BoA has no practical experience with bank resolution.  No banks have ever failed in the relatively short history of Albania’s private banking system.  Nevertheless, significant threats arising from the international financial system have imposed the need for an efficient bank resolution regime.  FSVC’s volunteer experts, including a number of experts from the United States Federal Deposit Insurance Corporation (FDIC), have provided trainings on bank resolutions and consultations on the legal, regulatory and policy framework for bank resolutions in Albania.  The projects have resulted in the identification of critical weaknesses and recommendations to close these gaps.  With the expertise gained from FSVC’s assistance, BoA has undertaken significant legal and regulatory changes to enhance its resolution framework in line with EU standards, including the introduction of important resolution instruments such as bridge bank resolution structures and the adoption of the EU Bank Recovery and Resolution Directive (BRRD).

  • Reducing credit risk and improving non-performing loans (NPLs) detection

After 2008, the Albanian banking system experienced a period of rapidly increasing NPLs which has significantly impaired banks’ balance sheets and their capability to continue lending to the economy.  As a result of FSVC’s assistance, BoA has improved its credit risk evaluation capabilities, while both BoA and commercial banks have increased the effectiveness of their early prevention, identification and assessment of problem loans, as well as NPL workout techniques, including restructuring.  Recently, the rise in NPLs within Albania has been halted.  While an increase or decrease in NPLs can be attributed to a variety of factors, the training provided by FSVC has contributed to BoA’s risk assessment capabilities required to curb both the stock and flow of NPLs.

  • Adopting International Financial Reporting Standards (IFRS)

The adoption of IFRS for regulatory purposes has been a long-term goal of BoA, identified in the IMF’s 2005 Financial Sector Assessment Program (FSAP) recommendations, and reiterated again in the 2013 FSAP report.  With FSVC’s assistance, BoA has obtained a new reporting methodology for banks based on IFRS and a corresponding chart of accounts.  Furthermore, staff from BoA and commercial banks are now better equipped to review IFRS-based regulatory reporting.  The infrastructure to finally adopt IFRS for banking supervision purposes is ready thanks to FSVC’s assistance, and the timing of officially switching from the local GAAP to IFRS is now only a matter of political will by the authorities.

  • Strengthening internal audit, operational risk, and business continuity framework

After a major fraud event in BoA’s treasury in 2014, BoA requested FSVC’s assistance to address deficiencies in its internal audit framework.  Based on FSVC’s assistance, BoA has identified key measures needed to improve its internal controls and prevent similar costly incidents in the future.  The BoA  implemented changes, including the nomination of three Supervisory Council members to an audit committee, which has greatly enhanced the quality of the Supervisory Council’s oversight of BoA’s internal audit procedures.  FSVC has also assisted the BoA enhance its recently introduced operational risk and business continuity  frameworks, which will further increase the bank’s resilience to disruptive events.

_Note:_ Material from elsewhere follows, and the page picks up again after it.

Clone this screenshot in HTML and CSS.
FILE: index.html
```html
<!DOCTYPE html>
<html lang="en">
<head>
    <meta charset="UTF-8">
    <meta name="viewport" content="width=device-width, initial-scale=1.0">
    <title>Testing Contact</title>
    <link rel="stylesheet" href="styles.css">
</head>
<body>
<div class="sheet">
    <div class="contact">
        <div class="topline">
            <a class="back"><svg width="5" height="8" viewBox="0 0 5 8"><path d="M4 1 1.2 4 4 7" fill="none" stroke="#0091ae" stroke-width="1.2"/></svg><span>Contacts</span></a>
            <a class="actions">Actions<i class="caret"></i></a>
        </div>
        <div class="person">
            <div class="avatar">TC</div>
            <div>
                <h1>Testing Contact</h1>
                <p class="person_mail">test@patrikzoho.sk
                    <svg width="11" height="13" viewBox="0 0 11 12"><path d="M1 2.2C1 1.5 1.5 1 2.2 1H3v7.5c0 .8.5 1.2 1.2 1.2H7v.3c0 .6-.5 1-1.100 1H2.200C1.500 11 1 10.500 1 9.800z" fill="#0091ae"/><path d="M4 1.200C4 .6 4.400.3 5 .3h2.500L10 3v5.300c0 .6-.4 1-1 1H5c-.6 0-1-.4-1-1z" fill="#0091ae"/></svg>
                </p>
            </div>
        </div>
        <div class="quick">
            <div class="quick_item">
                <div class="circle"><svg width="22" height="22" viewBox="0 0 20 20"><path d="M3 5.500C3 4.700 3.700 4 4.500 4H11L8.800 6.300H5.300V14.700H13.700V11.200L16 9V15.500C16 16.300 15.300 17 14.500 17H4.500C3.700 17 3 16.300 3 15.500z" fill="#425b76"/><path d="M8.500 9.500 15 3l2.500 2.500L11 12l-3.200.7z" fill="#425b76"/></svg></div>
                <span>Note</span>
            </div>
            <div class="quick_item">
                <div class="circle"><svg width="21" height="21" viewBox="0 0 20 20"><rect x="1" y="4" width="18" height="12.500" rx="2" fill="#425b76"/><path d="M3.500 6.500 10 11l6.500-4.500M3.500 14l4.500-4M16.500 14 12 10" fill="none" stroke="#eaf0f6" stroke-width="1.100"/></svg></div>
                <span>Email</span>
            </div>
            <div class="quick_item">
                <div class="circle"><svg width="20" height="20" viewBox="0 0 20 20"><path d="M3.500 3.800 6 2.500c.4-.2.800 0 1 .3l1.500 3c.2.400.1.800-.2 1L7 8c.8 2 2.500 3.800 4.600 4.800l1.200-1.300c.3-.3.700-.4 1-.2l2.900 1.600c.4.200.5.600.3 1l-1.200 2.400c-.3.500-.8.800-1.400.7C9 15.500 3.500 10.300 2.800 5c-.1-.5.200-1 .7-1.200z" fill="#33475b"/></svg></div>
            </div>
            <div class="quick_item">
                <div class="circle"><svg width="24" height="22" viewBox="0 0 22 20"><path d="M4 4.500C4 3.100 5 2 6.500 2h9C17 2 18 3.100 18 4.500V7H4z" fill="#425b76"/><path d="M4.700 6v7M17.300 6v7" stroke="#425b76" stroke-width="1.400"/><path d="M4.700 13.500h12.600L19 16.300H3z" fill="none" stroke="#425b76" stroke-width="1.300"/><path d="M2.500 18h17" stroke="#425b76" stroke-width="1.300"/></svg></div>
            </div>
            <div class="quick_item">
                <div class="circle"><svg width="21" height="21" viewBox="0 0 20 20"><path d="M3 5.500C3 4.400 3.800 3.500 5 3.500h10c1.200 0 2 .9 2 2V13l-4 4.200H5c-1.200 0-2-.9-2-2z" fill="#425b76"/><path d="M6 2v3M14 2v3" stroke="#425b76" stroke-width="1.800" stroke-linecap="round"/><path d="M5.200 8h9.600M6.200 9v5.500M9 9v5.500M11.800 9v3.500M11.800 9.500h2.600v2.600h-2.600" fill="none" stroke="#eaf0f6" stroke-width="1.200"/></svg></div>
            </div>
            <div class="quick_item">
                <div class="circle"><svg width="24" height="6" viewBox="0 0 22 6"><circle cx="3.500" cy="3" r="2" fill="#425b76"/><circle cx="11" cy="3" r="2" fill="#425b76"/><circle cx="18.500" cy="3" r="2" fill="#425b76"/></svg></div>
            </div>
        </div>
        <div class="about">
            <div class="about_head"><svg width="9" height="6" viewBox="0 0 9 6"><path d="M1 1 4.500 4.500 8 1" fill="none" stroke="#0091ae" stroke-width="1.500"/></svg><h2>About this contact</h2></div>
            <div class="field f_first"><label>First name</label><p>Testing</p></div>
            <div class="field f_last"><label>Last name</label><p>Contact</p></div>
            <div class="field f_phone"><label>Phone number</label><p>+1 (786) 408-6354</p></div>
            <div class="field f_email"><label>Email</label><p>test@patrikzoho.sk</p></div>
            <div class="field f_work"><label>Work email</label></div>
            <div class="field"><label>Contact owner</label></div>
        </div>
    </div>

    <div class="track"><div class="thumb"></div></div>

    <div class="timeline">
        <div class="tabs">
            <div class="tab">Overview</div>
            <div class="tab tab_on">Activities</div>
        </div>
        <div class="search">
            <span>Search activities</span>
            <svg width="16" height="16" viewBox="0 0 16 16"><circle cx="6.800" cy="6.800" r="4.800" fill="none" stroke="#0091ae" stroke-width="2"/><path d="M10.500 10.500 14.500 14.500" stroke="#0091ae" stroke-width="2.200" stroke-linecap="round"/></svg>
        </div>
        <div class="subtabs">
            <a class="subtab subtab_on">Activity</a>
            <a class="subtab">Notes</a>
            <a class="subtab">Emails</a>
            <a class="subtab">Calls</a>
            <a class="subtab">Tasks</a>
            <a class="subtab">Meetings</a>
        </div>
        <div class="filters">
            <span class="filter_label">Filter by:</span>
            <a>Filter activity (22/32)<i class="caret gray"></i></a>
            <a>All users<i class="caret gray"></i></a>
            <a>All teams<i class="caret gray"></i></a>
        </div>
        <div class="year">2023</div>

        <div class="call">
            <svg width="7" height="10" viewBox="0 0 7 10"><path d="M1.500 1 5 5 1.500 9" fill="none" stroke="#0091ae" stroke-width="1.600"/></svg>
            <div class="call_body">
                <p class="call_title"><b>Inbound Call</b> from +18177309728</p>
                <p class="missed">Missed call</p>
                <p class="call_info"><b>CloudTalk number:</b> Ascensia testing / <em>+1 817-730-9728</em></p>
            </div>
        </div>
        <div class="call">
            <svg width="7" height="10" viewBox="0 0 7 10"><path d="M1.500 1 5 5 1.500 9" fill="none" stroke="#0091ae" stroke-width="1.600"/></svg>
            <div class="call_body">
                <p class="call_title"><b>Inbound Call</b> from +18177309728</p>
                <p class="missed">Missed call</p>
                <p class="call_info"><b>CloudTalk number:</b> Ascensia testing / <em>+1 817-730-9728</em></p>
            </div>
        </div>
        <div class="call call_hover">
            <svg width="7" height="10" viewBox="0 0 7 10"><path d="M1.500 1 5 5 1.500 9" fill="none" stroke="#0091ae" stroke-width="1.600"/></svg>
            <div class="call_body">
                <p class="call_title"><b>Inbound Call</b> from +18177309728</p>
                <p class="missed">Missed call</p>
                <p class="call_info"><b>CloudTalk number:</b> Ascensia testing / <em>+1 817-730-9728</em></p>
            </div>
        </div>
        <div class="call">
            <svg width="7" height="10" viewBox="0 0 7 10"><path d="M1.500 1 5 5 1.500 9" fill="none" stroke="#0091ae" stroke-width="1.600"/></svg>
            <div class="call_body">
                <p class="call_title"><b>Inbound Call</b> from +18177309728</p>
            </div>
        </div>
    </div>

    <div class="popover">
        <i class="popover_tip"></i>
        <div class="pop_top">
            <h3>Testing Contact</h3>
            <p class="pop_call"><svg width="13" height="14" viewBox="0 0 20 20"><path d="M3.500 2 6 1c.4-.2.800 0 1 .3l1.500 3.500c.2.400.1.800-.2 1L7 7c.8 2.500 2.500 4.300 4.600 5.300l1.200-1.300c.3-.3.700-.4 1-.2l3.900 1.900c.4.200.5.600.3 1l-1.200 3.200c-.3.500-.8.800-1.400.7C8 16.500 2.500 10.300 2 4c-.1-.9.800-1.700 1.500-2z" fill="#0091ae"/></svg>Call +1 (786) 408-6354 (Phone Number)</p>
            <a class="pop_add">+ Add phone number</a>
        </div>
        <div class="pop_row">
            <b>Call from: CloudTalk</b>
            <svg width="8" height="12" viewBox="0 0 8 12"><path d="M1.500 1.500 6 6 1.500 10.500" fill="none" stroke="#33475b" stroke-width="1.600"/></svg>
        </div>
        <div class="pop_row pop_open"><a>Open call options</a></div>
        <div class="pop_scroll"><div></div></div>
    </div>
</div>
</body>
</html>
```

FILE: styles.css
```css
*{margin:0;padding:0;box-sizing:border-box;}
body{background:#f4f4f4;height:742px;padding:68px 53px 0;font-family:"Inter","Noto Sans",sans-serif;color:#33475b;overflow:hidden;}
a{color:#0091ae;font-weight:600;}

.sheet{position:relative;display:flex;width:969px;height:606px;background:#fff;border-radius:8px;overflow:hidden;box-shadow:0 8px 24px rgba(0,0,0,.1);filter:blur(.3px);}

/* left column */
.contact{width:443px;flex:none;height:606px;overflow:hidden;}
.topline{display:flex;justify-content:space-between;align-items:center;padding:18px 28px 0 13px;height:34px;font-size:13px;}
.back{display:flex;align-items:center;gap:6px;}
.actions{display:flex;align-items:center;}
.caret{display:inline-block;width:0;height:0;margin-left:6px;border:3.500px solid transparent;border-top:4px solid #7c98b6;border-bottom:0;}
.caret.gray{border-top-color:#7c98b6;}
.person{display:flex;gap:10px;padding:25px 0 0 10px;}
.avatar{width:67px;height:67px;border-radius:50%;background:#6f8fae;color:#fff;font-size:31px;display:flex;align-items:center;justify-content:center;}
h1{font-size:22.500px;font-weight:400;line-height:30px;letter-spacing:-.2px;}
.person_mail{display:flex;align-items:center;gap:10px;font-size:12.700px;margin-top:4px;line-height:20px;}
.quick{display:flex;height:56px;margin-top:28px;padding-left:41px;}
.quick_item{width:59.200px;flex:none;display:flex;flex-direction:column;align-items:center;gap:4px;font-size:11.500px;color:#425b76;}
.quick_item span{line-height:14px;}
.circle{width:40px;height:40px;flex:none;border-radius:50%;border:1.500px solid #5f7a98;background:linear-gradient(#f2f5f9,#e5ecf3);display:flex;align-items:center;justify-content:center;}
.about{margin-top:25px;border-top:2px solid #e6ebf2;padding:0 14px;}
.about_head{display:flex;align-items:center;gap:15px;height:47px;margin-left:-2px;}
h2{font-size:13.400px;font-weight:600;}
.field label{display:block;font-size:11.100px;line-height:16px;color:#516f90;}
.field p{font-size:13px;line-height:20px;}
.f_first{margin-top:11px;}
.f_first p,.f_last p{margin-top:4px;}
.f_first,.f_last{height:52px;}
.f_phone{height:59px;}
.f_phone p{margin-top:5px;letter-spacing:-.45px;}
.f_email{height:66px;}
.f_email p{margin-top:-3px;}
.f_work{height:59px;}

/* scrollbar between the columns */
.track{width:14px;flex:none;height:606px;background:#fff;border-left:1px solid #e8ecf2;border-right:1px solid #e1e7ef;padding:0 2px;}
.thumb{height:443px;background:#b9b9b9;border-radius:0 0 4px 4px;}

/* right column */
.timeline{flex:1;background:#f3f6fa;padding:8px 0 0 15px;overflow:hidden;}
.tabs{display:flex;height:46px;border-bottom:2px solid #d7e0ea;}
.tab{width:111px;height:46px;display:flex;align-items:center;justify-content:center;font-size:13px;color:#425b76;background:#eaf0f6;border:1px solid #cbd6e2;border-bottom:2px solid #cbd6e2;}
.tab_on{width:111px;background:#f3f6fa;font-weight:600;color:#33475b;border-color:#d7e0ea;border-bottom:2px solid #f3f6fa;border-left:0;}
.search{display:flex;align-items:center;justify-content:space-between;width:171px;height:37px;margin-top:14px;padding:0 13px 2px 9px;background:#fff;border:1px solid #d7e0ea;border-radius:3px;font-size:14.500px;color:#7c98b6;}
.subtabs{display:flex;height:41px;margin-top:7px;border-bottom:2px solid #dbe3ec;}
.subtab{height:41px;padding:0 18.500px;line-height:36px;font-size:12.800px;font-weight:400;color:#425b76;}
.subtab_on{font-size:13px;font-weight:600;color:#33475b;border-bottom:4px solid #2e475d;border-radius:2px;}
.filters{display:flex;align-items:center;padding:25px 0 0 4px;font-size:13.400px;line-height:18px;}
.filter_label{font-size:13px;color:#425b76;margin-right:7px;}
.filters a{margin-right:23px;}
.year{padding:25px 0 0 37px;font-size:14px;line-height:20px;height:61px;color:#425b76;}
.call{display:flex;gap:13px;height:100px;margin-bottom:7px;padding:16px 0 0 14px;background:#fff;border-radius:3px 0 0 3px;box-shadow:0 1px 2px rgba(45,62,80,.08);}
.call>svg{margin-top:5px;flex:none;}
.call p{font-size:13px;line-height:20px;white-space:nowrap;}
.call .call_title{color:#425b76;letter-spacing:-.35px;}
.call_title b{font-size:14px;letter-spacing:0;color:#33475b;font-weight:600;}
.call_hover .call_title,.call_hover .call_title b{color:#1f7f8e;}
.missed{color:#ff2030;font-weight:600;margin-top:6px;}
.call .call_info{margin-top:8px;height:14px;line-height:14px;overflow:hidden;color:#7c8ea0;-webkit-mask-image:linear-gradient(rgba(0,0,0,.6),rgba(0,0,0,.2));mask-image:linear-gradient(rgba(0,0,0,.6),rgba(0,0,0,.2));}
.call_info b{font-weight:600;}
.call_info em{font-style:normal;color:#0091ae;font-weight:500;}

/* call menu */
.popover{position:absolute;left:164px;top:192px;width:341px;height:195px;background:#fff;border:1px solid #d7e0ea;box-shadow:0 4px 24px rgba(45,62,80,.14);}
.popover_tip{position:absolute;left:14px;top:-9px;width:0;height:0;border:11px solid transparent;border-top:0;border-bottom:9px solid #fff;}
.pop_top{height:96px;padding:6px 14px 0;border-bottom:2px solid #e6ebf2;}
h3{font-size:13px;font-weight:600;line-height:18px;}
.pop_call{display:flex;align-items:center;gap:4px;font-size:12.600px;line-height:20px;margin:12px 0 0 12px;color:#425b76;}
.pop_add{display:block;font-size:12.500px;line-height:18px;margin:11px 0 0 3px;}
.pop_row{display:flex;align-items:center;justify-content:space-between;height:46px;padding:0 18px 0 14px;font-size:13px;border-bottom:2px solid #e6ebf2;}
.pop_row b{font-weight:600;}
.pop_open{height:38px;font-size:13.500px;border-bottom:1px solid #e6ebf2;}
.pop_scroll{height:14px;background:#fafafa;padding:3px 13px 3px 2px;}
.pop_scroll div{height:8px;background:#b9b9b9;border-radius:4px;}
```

Strengthening the AFSA’s Regulatory and Supervisory Framework

  • Enhancing insurance data collection and developing a reporting system

Since 2011, FSVC has been assisting AFSA to build an early warning system (EWS) which will utilize specific indicators to quantify risk levels within insurance companies and thus be able to recognize problem entities earlier and prioritize intervention as well as determine the need for on-site supervision.  Once the system is finalized, it will strengthen AFSA’s supervisory capabilities so that the institution can take preventative measures against potential risks which could endanger the insurance sector.  While the system is still being tested, AFSA management has attributed the system’s successful design and implementation process to FSVC volunteer experts.

  • Building capacity to implement a risk-based approach to insurance supervision

A new risk-based supervision methodology for the insurance sector has strengthened AFSA’s capacity to assess various risks.  To support this methodology, FSVC has provided on-the-job training to AFSA examiners by assisting them during their first examination of a large insurance company, using the new risk-based approach.  As a result, AFSA was provided with immediate recommendations on how to strengthen the current examination process and strategies to implement the risk-based supervision approach effectively in the long-term.  FSVC provided additional technical assistance through a practical workshop for the risk managers and actuaries of insurance companies and AFSA.

  • Building AML/CFT capacity for on-site insurance examinations

An assessment of Albania’s compliance with Insurance Core Principles (ICP) by the WB and Financial Action Task Force on Money Laundering (FATF) found that AFSA needed to establish and implement an adequate legal framework for identifying, tracing and freezing terrorist assets as well as enhancing the framework for international cooperation.  FSVC provided consultations and recommendations to AFSA staff on the Law on AML, Law on Insurance and on how to restructure staff duties to include AML/CFT supervision.  Working alongside AFSA staff, FSVC volunteer experts assisted AFSA in drafting an AML inspection manual which will outline the necessary procedures for conducting an on-site inspection in line with international best practices and standards.

  • Strengthening the supervision of investment funds

Investment funds have been increasing significantly in Albania over the recent years, and they now dominate the non-bank financial sector supervised by AFSA.  Considering their increasing market share and interconnectedness with the banking system, FSVC has assisted the AFSA develop a crisis management framework for investment funds.  On the other hand, FSVC has assisted AFSA and BoA develop a supervisory cooperation protocol that will enhance information sharing and enable concerted supervisory action by both regulators to mitigate risks stemming from the supervised entities’ operation.

Strengthening the ADIA 

  • Improving insurance payout functions and agency organization

With FSVC’s assistance, ADIA has significantly improved its capacity to fulfill its legal mandate.  Based on FSVC volunteer recommendations, it has built a state-of-the-art automated system of premium verification of insured deposits, which has greatly enhanced its data collection process.  Based on a strategic plan designed by FSVC volunteer experts, ADIA has also implemented major organizational reforms, improved its investment management process and raised public awareness of the deposit insurance scheme.  Additional technical assistance provided by FSVC has also enabled ADIA to develop a compensation manual, structuring the depositor compensation procedures, which has improved public confidence.  ADIA now has the capabilities to collect bank insurance premiums and a strategy in place for depositors in the event of a bank failure.